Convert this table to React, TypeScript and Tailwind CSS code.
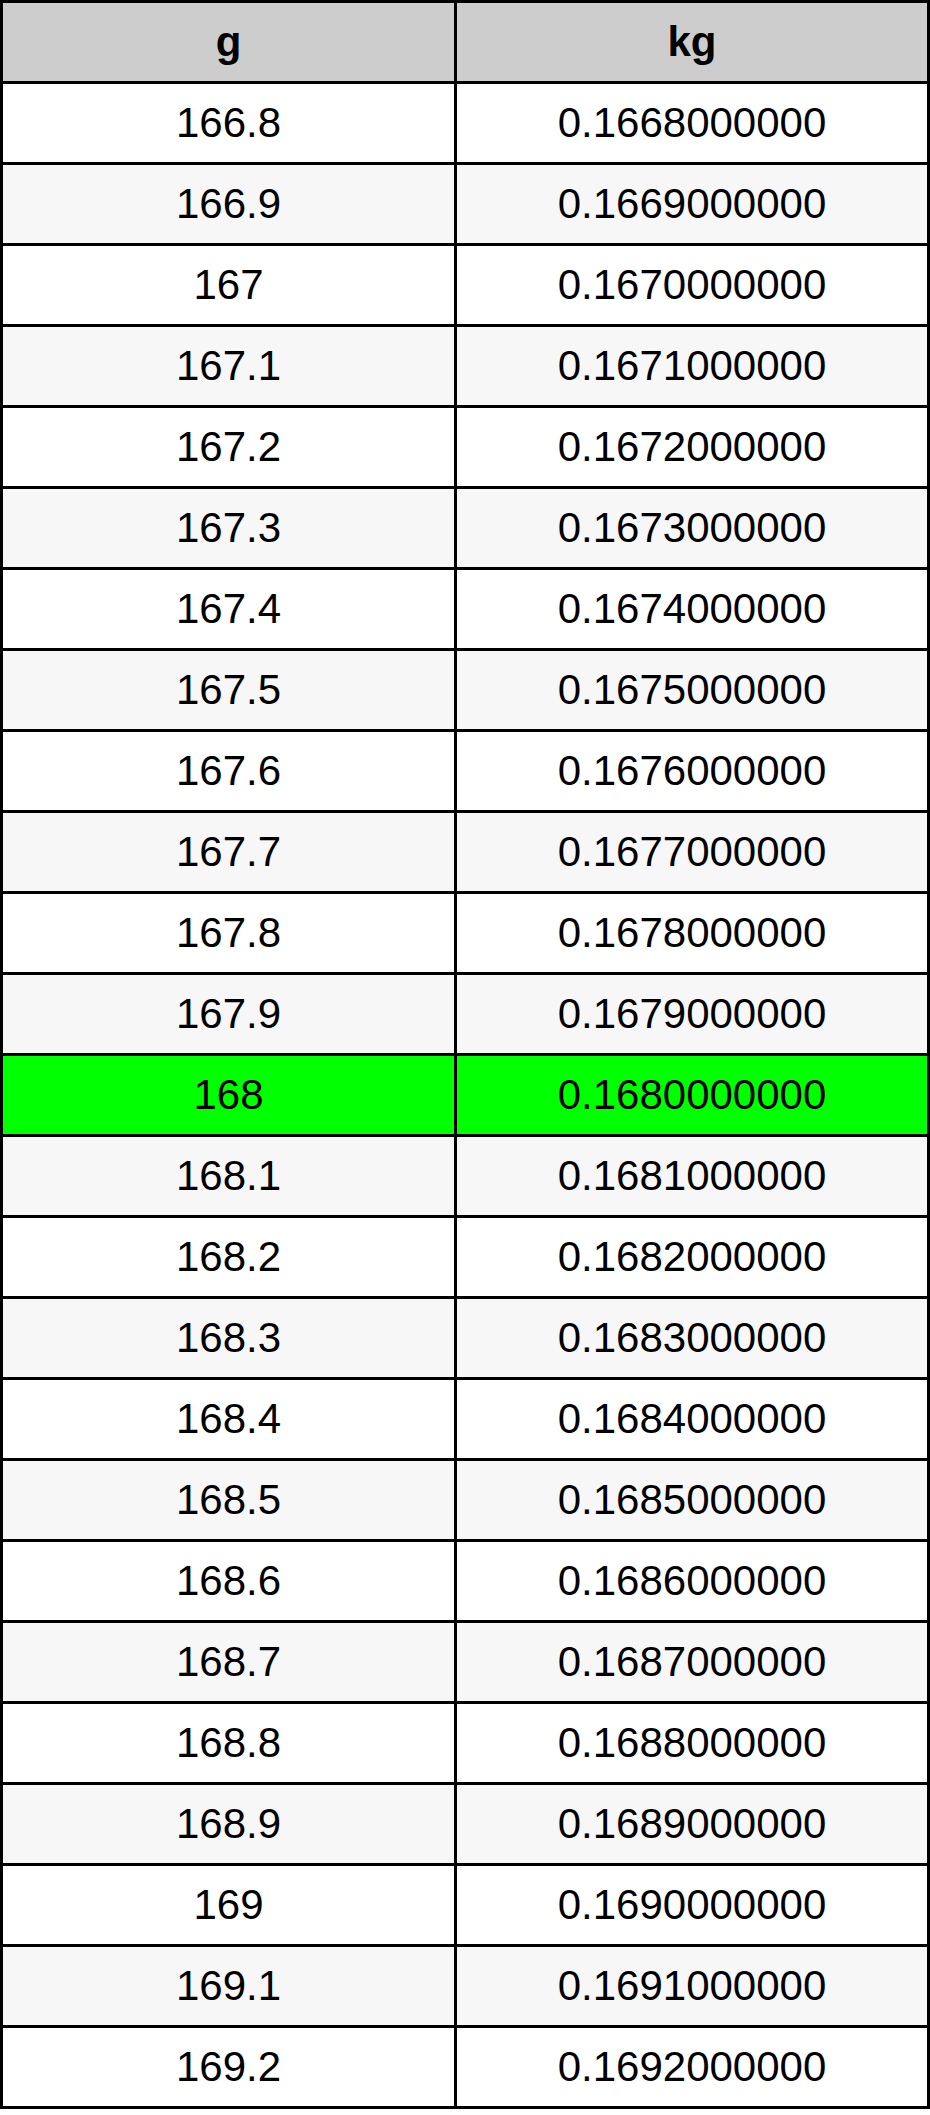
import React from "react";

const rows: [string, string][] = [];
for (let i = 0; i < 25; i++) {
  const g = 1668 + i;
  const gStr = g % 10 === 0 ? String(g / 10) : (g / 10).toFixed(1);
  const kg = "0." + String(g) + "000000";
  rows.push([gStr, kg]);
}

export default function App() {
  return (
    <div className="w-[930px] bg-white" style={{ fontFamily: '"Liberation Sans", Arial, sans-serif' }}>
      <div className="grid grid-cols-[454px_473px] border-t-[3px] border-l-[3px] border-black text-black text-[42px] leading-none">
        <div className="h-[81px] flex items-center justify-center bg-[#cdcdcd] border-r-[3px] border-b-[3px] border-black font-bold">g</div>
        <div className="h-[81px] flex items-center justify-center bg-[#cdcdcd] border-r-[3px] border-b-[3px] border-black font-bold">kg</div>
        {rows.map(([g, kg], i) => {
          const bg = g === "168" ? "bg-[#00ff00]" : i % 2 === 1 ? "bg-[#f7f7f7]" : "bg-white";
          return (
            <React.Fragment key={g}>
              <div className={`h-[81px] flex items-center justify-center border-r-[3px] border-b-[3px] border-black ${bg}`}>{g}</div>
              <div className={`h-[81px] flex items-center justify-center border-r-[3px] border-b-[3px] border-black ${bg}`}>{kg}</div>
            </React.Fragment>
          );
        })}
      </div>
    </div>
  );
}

•••••

Problem to solve:
Give every line of the material that includes the string "React".

Finished task:
Convert this table to React, TypeScript and Tailwind CSS code.
import React from "react";
            <React.Fragment key={g}>
            </React.Fragment>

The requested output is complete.